Error handling with Kerberos in Hadoop Ecosystem

Using Kerberos for secure authentication in the Hadoop ecosystem involves setting up and managing users for various components like Hive and HDFS. Proper configuration is essential to avoid common errors and ensure seamless operations.

Create a user for Hive with Kerberos

When setting up a new user for Hive with Kerberos, follow these steps to ensure correct configuration and minimize authentication errors:

  1. Create a Linux user on each CDH cluster node: Add a new Linux user on all nodes within the CDH cluster.
  2. Create a home directory on the CDH cluster's HDFS for the user: Set up a home directory in the Hadoop Distributed File System (HDFS) for the newly created user. Ensure they have the necessary space and permissions for Hive operations.
  3. Create a Kerberos principal for the user: Generate a Kerberos principal to securely authenticate the new user.
Error Handling
  • Error: [Cloudera] HiveJDBCDriver ERROR processing query/statement.
    • Error Code: ERROR_STATE, SQL state: Error while processing statement: FAILED: Execution Error, return code 1 from org.apache.hadoop.hive.ql.exec.mr.MapRedTask, Query: ......
    • Cause: This error indicates a problem with processing a query or statement in Hive.
    • Resolution: In the Snap's account setting, ensure the following in Configure a groundplex for CDH with Kerberos authentication
      • Kerberos Authentication: Ensure all setup steps are correctly followed.
      • User ID Authentication: Ensure the first two setup steps are completed.
      • No Authentication: Create a home directory for an anonymous user in HDFS.
  • Error: Unable to authenticate the client to the KDC using the provided credentials
    • Description: This error suggests that the Kerberos configuration on the Groundplex nodes is incorrect.
    • Solution: Refer to the section Setup Kerberos on Groundplex Nodes to ensure the Kerberos setup is properly completed.
  • Error: Keytab file does not exist or is not readable

    • Cause: This error occurs when the keytab file is missing or the snapuser does not have the necessary permissions to access it.
    • Resolution: Check step 5 in the "Setting Up Kerberos on Groundplex Nodes" section to ensure the keytab file is correctly placed and accessible.
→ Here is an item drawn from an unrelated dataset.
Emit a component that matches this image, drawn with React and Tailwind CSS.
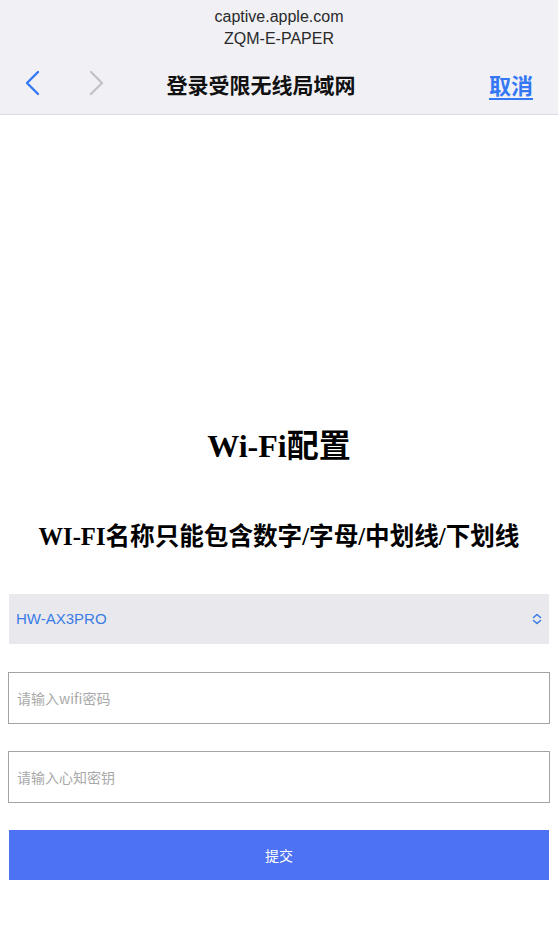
import React from "react";

export default function App() {
  return (
    <div className="w-[558px] h-[932px] bg-white overflow-hidden font-['Liberation_Sans',Arial,'Noto_Sans_CJK_SC',sans-serif]">
      <div className="h-[115px] bg-[#f0f0f5] border-b border-[#dcdce0] flex flex-col">
        <div className="pt-[6px] flex flex-col items-center text-[16px] leading-[22px] text-[#2a2a2a]">
          <div>captive.apple.com</div>
          <div>ZQM-E-PAPER</div>
        </div>
        <div className="relative flex items-center h-[48px] mt-[9px]">
          <div className="flex items-center pl-[24px] gap-[47px]">
            <svg width="17" height="26" viewBox="0 0 17 26" fill="none">
              <path d="M14 2 L3 13 L14 24" stroke="#3478f6" strokeWidth="2.4" strokeLinecap="round" strokeLinejoin="round" />
            </svg>
            <svg width="17" height="26" viewBox="0 0 17 26" fill="none">
              <path d="M3 2 L14 13 L3 24" stroke="#c3c3c7" strokeWidth="2.4" strokeLinecap="round" strokeLinejoin="round" />
            </svg>
          </div>
          <div className="absolute left-0 right-[36px] pt-[3px] text-center text-[21px] font-bold text-[#111] pointer-events-none font-['Noto_Sans_CJK_SC',sans-serif]">
            登录受限无线局域网
          </div>
          <div className="ml-auto pr-[25px] pt-[2px] text-[22px] font-bold text-[#3478f6] underline underline-offset-[4px] font-['Noto_Sans_CJK_SC',sans-serif]">
            取消
          </div>
        </div>
      </div>

      <div className="px-[8px] flex flex-col">
        <h1 className="mt-[315px] text-center text-[32px] leading-[32px] font-bold text-black font-['Liberation_Serif','Times_New_Roman','Noto_Sans_CJK_SC',serif]">
          Wi-Fi配置
        </h1>
        <h2 className="mt-[63px] text-center text-[24.6px] leading-[24px] font-bold text-black font-['Liberation_Serif','Times_New_Roman','Noto_Sans_CJK_SC',serif]">
          WI-FI名称只能包含数字/字母/中划线/下划线
        </h2>
        <div className="mt-[45px] mx-px h-[50px] bg-[#e9e9ed] flex items-center justify-between px-[7px]">
          <span className="text-[15px] text-[#3a7ce6]">HW-AX3PRO</span>
          <svg width="10" height="12" viewBox="0 0 10 12" fill="none">
            <path d="M1.5 4.5 L5 1.5 L8.5 4.5 M1.5 7.5 L5 10.5 L8.5 7.5" stroke="#3a7ce6" strokeWidth="1.6" strokeLinecap="round" strokeLinejoin="round" />
          </svg>
        </div>
        <div className="mt-[28px] h-[52px] border-[1.5px] border-[#a3a3a3] flex items-center pl-[8px] text-[14px] text-[#a9a9a9] font-['Noto_Sans_CJK_SC',sans-serif]">
          请输入wifi密码
        </div>
        <div className="mt-[27px] h-[52px] border-[1.5px] border-[#a3a3a3] flex items-center pl-[8px] text-[14px] text-[#a9a9a9] font-['Noto_Sans_CJK_SC',sans-serif]">
          请输入心知密钥
        </div>
        <div className="mt-[27px] mx-px h-[50px] bg-[#4e72f4] flex items-center justify-center text-[14px] text-white font-['Noto_Sans_CJK_SC',sans-serif]">
          提交
        </div>
      </div>
    </div>
  );
}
HDFS Cluster Authentication with Kerberos

Ensuring proper Kerberos authentication in an HDFS cluster is crucial to prevent errors and maintain secure access.

Error Handling
  • Error: SIMPLE authentication Not enabled.
    • Error Message: The following exception is displayed as the error message for the Kerberos authentication enable HDFS Snaps.

      java.util.concurrent.ExecutionException: java.io.IOException: Failed on local exception: java.io.IOException: org.apache.hadoop.security.AccessControlException: Client cannot authenticate via:[TOKEN, KERBEROS];

    • Cause: Kerberos authentication requires all hosts to have synchronized internal clocks. If the clocks differ too much (known as clock skew), client requests are rejected.
    • Resolution: It's important to keep the clocks on the Key Distribution Centers (KDCs) and Kerberos clients in sync. Use Network Time Protocol (NTP) software to synchronize them.
  • Error: Server Has Invalid Kerberos Principal
    • Error Message: The following exception is displayed as the error message.
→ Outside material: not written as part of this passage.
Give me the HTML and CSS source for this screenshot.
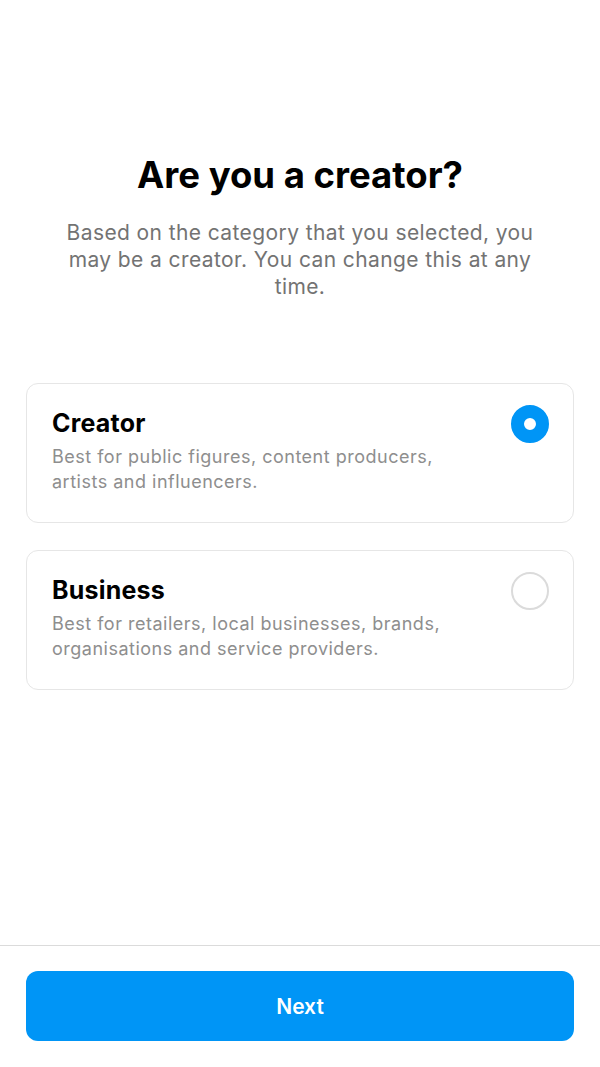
FILE: index.html
```html
<!DOCTYPE html>
<html lang="en">
<head>
  <meta charset="UTF-8">
  <title>Are you a creator?</title>
  <link rel="stylesheet" href="styles.css">
</head>
<body>

<main class="conteudo">
  <h1 class="titulo">Are you a creator?</h1>
  <p class="subtitulo">Based on the category that you selected, you may be a creator. You can change this at any time.</p>

  <div class="opcoes">
    <div class="opcao">
      <div class="opcao-texto">
        <h3>Creator</h3>
        <p>Best for public figures, content producers, artists and influencers.</p>
      </div>
      <div class="radio selecionado"></div>
    </div>

    <div class="opcao">
      <div class="opcao-texto">
        <h3>Business</h3>
        <p>Best for retailers, local businesses, brands, organisations and service providers.</p>
      </div>
      <div class="radio"></div>
    </div>
  </div>
</main>

<footer class="rodape">
  <button class="btn-next">Next</button>
</footer>

</body>
</html>
```

FILE: styles.css
```css
body {
  font-family: Inter, 'Noto Sans', sans-serif;
  margin: 0;
  padding: 0;
  background-color: #fff;
  height: 100vh;
  display: flex;
  flex-direction: column;
}

.conteudo {
  flex: 1;
  padding: 154px 26px 0;
}

.titulo {
  margin: 0;
  font-size: 36.5px;
  line-height: 42px;
  font-weight: 700;
  color: #000;
  text-align: center;
}

.subtitulo {
  margin: 23px auto 0;
  max-width: 476px;
  font-size: 21px;
  line-height: 27px;
  letter-spacing: 0.4px;
  color: #737373;
  text-align: center;
}

.opcoes {
  margin-top: 83px;
  display: flex;
  flex-direction: column;
  gap: 27px;
}

.opcao {
  display: flex;
  align-items: flex-start;
  justify-content: space-between;
  height: 140px;
  box-sizing: border-box;
  border: 1px solid #e6e6e6;
  border-radius: 12px;
  padding: 24px 24px 0 25px;
}

.opcao-texto h3 {
  margin: 0;
  font-size: 25px;
  line-height: 30px;
  font-weight: 700;
  letter-spacing: 0.2px;
  color: #000;
}

.opcao-texto p {
  margin: 6px 0 0;
  max-width: 420px;
  font-size: 18px;
  line-height: 25px;
  letter-spacing: 0.5px;
  color: #8e8e8e;
}

.radio {
  flex-shrink: 0;
  width: 38px;
  height: 38px;
  box-sizing: border-box;
  border: 2px solid #dbdbdb;
  border-radius: 50%;
  margin-top: -3px;
}

.radio.selecionado {
  border: 13px solid #0095f6;
  background-color: #fff;
}

.rodape {
  border-top: 1px solid #dbdbdb;
  padding: 25px 26px 26px;
}

.btn-next {
  display: block;
  width: 100%;
  height: 70px;
  background-color: #0095f6;
  color: #fff;
  border: none;
  border-radius: 12px;
  font-family: Inter, 'Noto Sans', sans-serif;
  font-size: 21px;
  font-weight: 600;
  cursor: pointer;
}
```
      Failed on local exception: java.io.IOException: java.lang.IllegalArgumentException: Server has invalid Kerberos principal: hdfs/[email protected]; Host Details : local host is: "<LOCALHOST>/127.0.0.1"; destination host is: "cdh2-1.devsnaplogic.com":8020;

    • Cause: When configuring Kerberos on the HDFS server, the following properties are added, the following properties are added:
      <property>
        <name>dfs.namenode.kerberos.principal</name>
        <value>hdfs/[email protected]</value>
      </property>
       
      <property>
        <name>dfs.datanode.kerberos.principal</name>
        <value>hdfs/[email protected]</value>
      </property>

      The string _HOST in the properties is replaced at runtime by the fully-qualified domain name (FQDN) of the host machine where the daemon is running. For this replacement to work correctly, reverse DNS must be properly configured on all hosts. This ensures that each host can resolve its IP address back to its FQDN.

    • Resolution: One potential cause for this issue is that the HOST has multiple hostnames. The hostname provided in the Service Principle in the Snap Kerberos configuration might not match the hostname resolved on the Namenode or DataNode.

      In the error message, the server's service principle is displayed. Ensure that the same service principle is provided in the Snap Kerberos Configuration.